Peterson: They wanted to know what was wrong. “Well,” I said, “I’m out all the time, I’m doing all this administrative work, serving on all these committees, and running all these errands. I want to preach, I want to lead the worship, I want to spend time with people in their homes. That’s what I came here to do. I want to be your spiritual leader; I don’t want to run your church.” They thought for a moment and then said, “Let us run the church.” After we talked it through the rest of the evening I finally said, “Okay.”
I’ll never forget what happened because of that talk. Two weeks later the stewardship committee met, and I walked into the meeting uninvited. The chairman of the group looked at me and asked, “What’s the matter? Don’t you trust us?” I admitted, “I guess I don’t, but I’ll try.” I turned around, walked out, and haven’t been back since
Although now I never go to committee meetings, it took a year or so to de-program myself.
Don’t you have to be moderator of the session, though?
Peterson: Yes. I do moderate the session. And I tell other committees that if they want me to come for a twenty-minute consultation on a specific problem I’ll be happy to do that. But I haven’t been to a committee meeting now, except in that capacity, for twelve years.
You’ve been in Christ our King Church now for eighteen years, and for the last twelve, your elders have successfully fun the church. To what do you attribute that?
Peterson: I suppose the mutual trust. They don’t always do it the way I want them to, but when I decided I wasn’t going to run the church, I also had to decide that if they were going to run it, they would have to do it their way, not mine. They listen to my preaching, are part of the same spiritual community, and know the values being created and developed; so I trust them to run the church in the best way they know how. Sometimes I do get impatient, because it’s not the most efficient way to run a church; a lot of things don’t get done.

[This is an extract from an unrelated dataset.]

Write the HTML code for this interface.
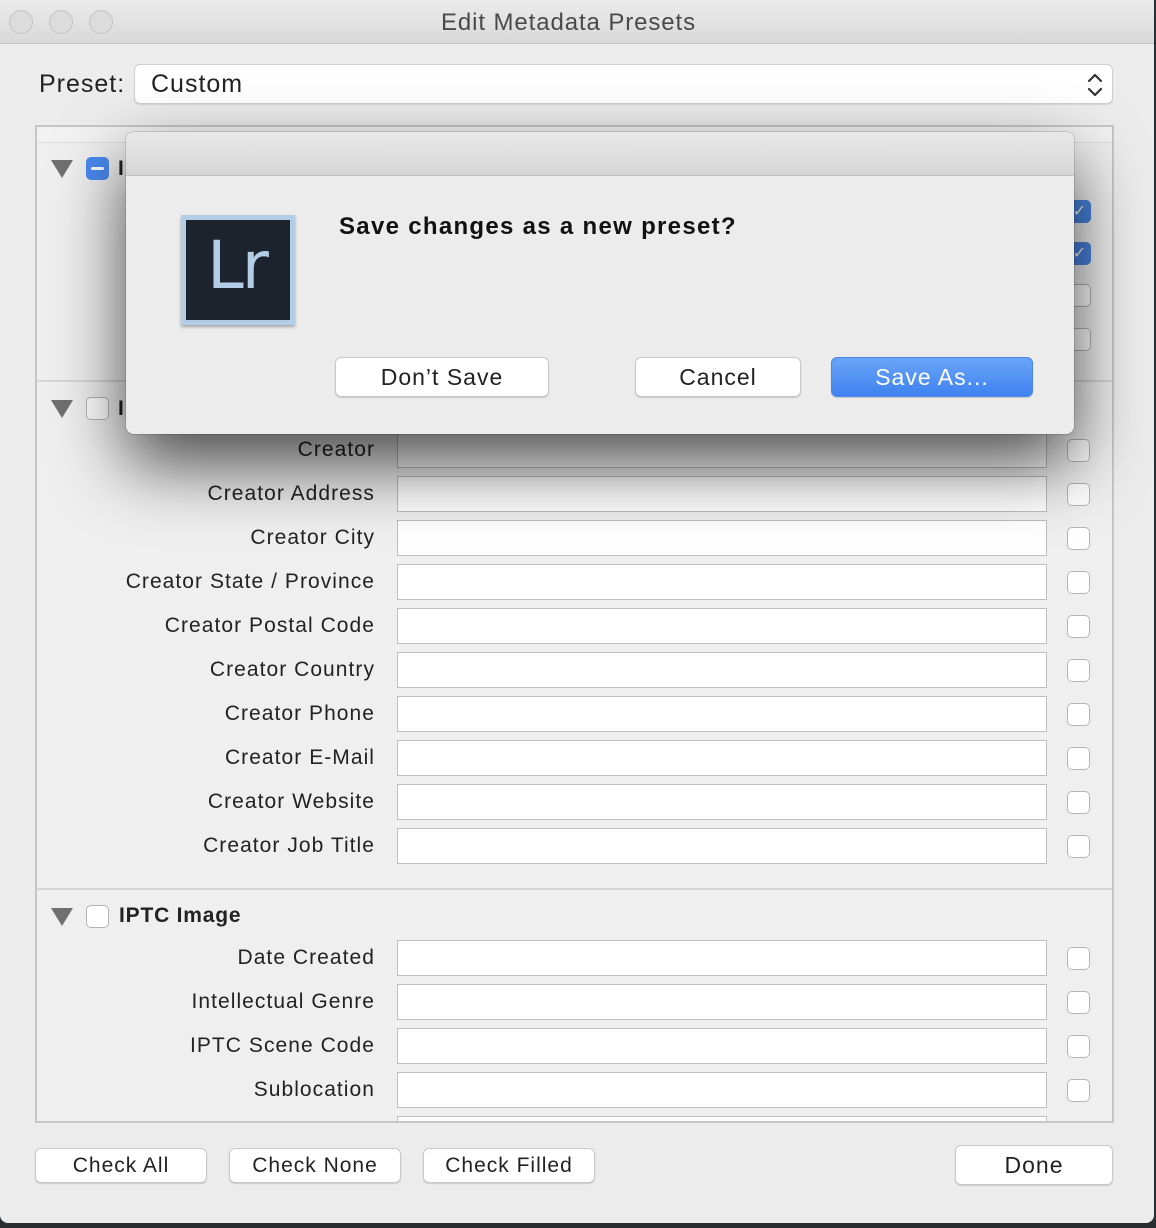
<!DOCTYPE html>
<html><head><meta charset="utf-8"><style>
*{box-sizing:border-box;margin:0;padding:0}
body{width:1156px;height:1228px;background:#2a2d30;font-family:"Liberation Sans",sans-serif;position:relative;overflow:hidden;color:#222}
.win{position:absolute;left:0;top:0;width:1154px;height:1223px;background:#ececec;border-radius:0 0 8px 8px;overflow:hidden}
.tb{position:absolute;left:0;top:0;width:100%;height:44px;background:linear-gradient(#ebebeb,#d9d9d9);border-bottom:1px solid #c2c2c2}
.tl{position:absolute;top:10px;width:24px;height:24px;border-radius:50%;background:#dcdcdc;border:1px solid #c4c4c4}
.title{position:absolute;top:9px;width:100%;text-align:center;font-size:24px;color:#4a4a4a;letter-spacing:0.8px;padding-left:-8px}
.abs{position:absolute}
.pop{left:134px;top:64px;width:979px;height:40px;background:#fff;border:1px solid #cfcfcf;border-radius:6px;box-shadow:0 1px 1px rgba(0,0,0,.1);font-size:25px;padding:5px 16px;letter-spacing:1px}
.panel{left:35px;top:125px;width:1079px;height:998px;border:2px solid #c6c6c6;background:#efefef;overflow:hidden}
.lab{position:absolute;width:340px;left:35px;text-align:right;font-size:21px;color:#222;letter-spacing:1.05px;top:2px}
.fld{position:absolute;left:397px;width:650px;height:36px;background:#fff;border:1.5px solid #bdbdbd}
.cb{position:absolute;width:23px;height:23px;border:1.5px solid #b5b5b5;border-radius:5px;background:#fff}
.tri{position:absolute;width:0;height:0;border-left:11px solid transparent;border-right:11px solid transparent;border-top:18px solid #707070}
.btn{position:absolute;background:#fff;border:1px solid #c8c8c8;border-radius:6px;box-shadow:0 1px 1px rgba(0,0,0,.15);text-align:center;font-size:21px;color:#222;letter-spacing:1px}
.dlg{position:absolute;left:126px;top:132px;width:948px;height:302px;background:#ececec;border-radius:8px;box-shadow:0 30px 70px rgba(0,0,0,.7),0 0 0 1px rgba(0,0,0,.12);overflow:hidden}
.dtb{height:44px;background:linear-gradient(#e8e8e8,#d6d6d6);border-bottom:1px solid #c0c0c0}
</style></head><body>
<div class="win">
<div class="tb"></div>
<div class="tl" style="left:9px"></div><div class="tl" style="left:49px"></div><div class="tl" style="left:89px"></div>
<div class="abs" style="left:441px;top:9px;font-size:24px;color:#4a4a4a;letter-spacing:0.9px">Edit Metadata Presets</div>
<div class="abs" style="left:39px;top:70px;font-size:25px;color:#222;letter-spacing:1px">Preset:</div>
<div class="abs pop">Custom
<svg style="position:absolute;right:8px;top:6px" width="18" height="28" viewBox="0 0 18 28"><path d="M3 10 L9 4 L15 10 M3 18 L9 24 L15 18" fill="none" stroke="#333" stroke-width="2.2" stroke-linecap="round" stroke-linejoin="round"/></svg></div>
<div class="abs panel">
<div class="abs" style="left:0;top:0;width:100%;height:16px;background:#f2f2f2;border-bottom:1px solid #ddd"></div>
<div class="tri" style="left:14px;top:33px"></div>
<div class="abs" style="left:49px;top:30px;width:23px;height:23px;border-radius:5px;background:#4a8af0"><div style="position:absolute;left:5px;top:10px;width:13px;height:3px;background:#fff;border-radius:2px"></div></div>
<div class="abs" style="left:81px;top:30px;font-size:21px;font-weight:bold">I</div>
<div class="abs" style="left:1031px;top:73px;width:23px;height:23px;border-radius:5px;background:#4a85e0;color:#fff;font-size:16px;text-align:center;line-height:23px">✓</div>
<div class="abs" style="left:1031px;top:115px;width:23px;height:23px;border-radius:5px;background:#4a85e0;color:#fff;font-size:16px;text-align:center;line-height:23px">✓</div>
<div class="cb" style="left:1031px;top:157px"></div>
<div class="cb" style="left:1031px;top:201px"></div>
<div class="abs" style="left:0;top:253px;width:100%;height:2px;background:#d6d6d6"></div>
<div class="tri" style="left:14px;top:273px"></div>
<div class="cb" style="left:49px;top:270px"></div>
<div class="abs" style="left:81px;top:270px;font-size:21px;font-weight:bold">I</div>
<div class="abs" style="left:0;top:761px;width:100%;height:2px;background:#d6d6d6"></div>
<div class="tri" style="left:14px;top:781px"></div>
<div class="cb" style="left:49px;top:778px"></div>
<div class="abs" style="left:82px;top:777px;font-size:21px;font-weight:bold;letter-spacing:0.8px">IPTC Image</div>
</div>
<div class="lab" style="top:438px">Creator</div><div class="fld" style="top:432px"></div><div class="cb" style="left:1067px;top:439px"></div>
<div class="lab" style="top:482px">Creator Address</div><div class="fld" style="top:476px"></div><div class="cb" style="left:1067px;top:483px"></div>
<div class="lab" style="top:526px">Creator City</div><div class="fld" style="top:520px"></div><div class="cb" style="left:1067px;top:527px"></div>
<div class="lab" style="top:570px">Creator State / Province</div><div class="fld" style="top:564px"></div><div class="cb" style="left:1067px;top:571px"></div>
<div class="lab" style="top:614px">Creator Postal Code</div><div class="fld" style="top:608px"></div><div class="cb" style="left:1067px;top:615px"></div>
<div class="lab" style="top:658px">Creator Country</div><div class="fld" style="top:652px"></div><div class="cb" style="left:1067px;top:659px"></div>
<div class="lab" style="top:702px">Creator Phone</div><div class="fld" style="top:696px"></div><div class="cb" style="left:1067px;top:703px"></div>
<div class="lab" style="top:746px">Creator E-Mail</div><div class="fld" style="top:740px"></div><div class="cb" style="left:1067px;top:747px"></div>
<div class="lab" style="top:790px">Creator Website</div><div class="fld" style="top:784px"></div><div class="cb" style="left:1067px;top:791px"></div>
<div class="lab" style="top:834px">Creator Job Title</div><div class="fld" style="top:828px"></div><div class="cb" style="left:1067px;top:835px"></div>
<div class="lab" style="top:946px">Date Created</div><div class="fld" style="top:940px"></div><div class="cb" style="left:1067px;top:947px"></div>
<div class="lab" style="top:990px">Intellectual Genre</div><div class="fld" style="top:984px"></div><div class="cb" style="left:1067px;top:991px"></div>
<div class="lab" style="top:1034px">IPTC Scene Code</div><div class="fld" style="top:1028px"></div><div class="cb" style="left:1067px;top:1035px"></div>
<div class="lab" style="top:1078px">Sublocation</div><div class="fld" style="top:1072px"></div><div class="cb" style="left:1067px;top:1079px"></div>
<div class="fld" style="top:1116px;height:5px;border-bottom:none"></div>
<div class="btn" style="left:35px;top:1148px;width:172px;height:35px;line-height:33px">Check All</div>
<div class="btn" style="left:229px;top:1148px;width:172px;height:35px;line-height:33px">Check None</div>
<div class="btn" style="left:423px;top:1148px;width:172px;height:35px;line-height:33px">Check Filled</div>
<div class="btn" style="left:955px;top:1145px;width:158px;height:40px;line-height:38px;font-size:23px">Done</div>
<div class="dlg"><div class="dtb"></div>
<div class="abs" style="left:55px;top:83px;width:114px;height:110px;background:#b3cde6;box-shadow:0 2px 3px rgba(0,0,0,.3)">
<div style="position:absolute;left:5px;top:5px;width:104px;height:100px;background:#1c232d"></div>
<div style="position:absolute;left:26px;top:12px;font-size:66px;color:#b3cde6;font-family:'DejaVu Sans',sans-serif;letter-spacing:-2px">Lr</div></div>
<div class="abs" style="left:213px;top:81px;font-size:24px;font-weight:bold;color:#111;letter-spacing:1.3px">Save changes as a new preset?</div>
<div class="btn" style="left:209px;top:225px;width:214px;height:40px;line-height:38px;font-size:23px">Don’t Save</div>
<div class="btn" style="left:509px;top:225px;width:166px;height:40px;line-height:38px;font-size:23px">Cancel</div>
<div class="btn" style="left:705px;top:225px;width:202px;height:40px;line-height:38px;font-size:23px;background:linear-gradient(#6aa5f8,#3f82f0);border-color:#4a86ea;color:#fff">Save As...</div>
</div>
</div>
</body></html>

Why is that? Because they are volunteers?
Peterson: Partly. Some of the leaders aren’t fully motivated. A congregation elects elders and deacons and sometimes chooses them for the wrong reasons. Some are only marginally interested in the life of the church, so they have neither the insight nor motivation to be productive. I can either give them the freedom to fail, or else step in and train people to be exactly what I want them to be. I’ve chosen to let them alone.
You’re saying your first priority has to be your pastoral ministry? And that some other good things, such as making the administration of the church more efficient, must be left to others? There’s nothing you can do about it because your priority is your ministry?
Peterson: That’s right.
Walk us through one of the inefficient things you allowed to happen, even though many leaders would see it as an administrative lapse.
Peterson: I recall the case of a woman who was working in a voluntary capacity coordinating several closely related programs. When she started out, she was excited about it and did a good job. But as time went on, she dipped into other things and began doing her job indifferently. I was dealing with her as her pastor on family problems, and I felt it was important for me not to criticize her administration or ask her to resign. So I didn’t do anything.
Matters became worse. I had many phone calls and listened to many complaints. I said, “I’d like to improve the situation, but I can’t promise anything.” I just waited with it and kept on being a pastor to her. I felt that to keep from compromising my position as a pastor to her, I had to let the programs in a sense fail that year and suffer with poor administration. Now, many pastors wouldn’t have permitted that, and for their ministry styles it might have been correct for them to step in and administratively handle the situation. I’m not against that kind of efficiency by any means, but I need to know what I’m good at. I have to pay the price of being good at certain things and not be a jack-of-all-trades.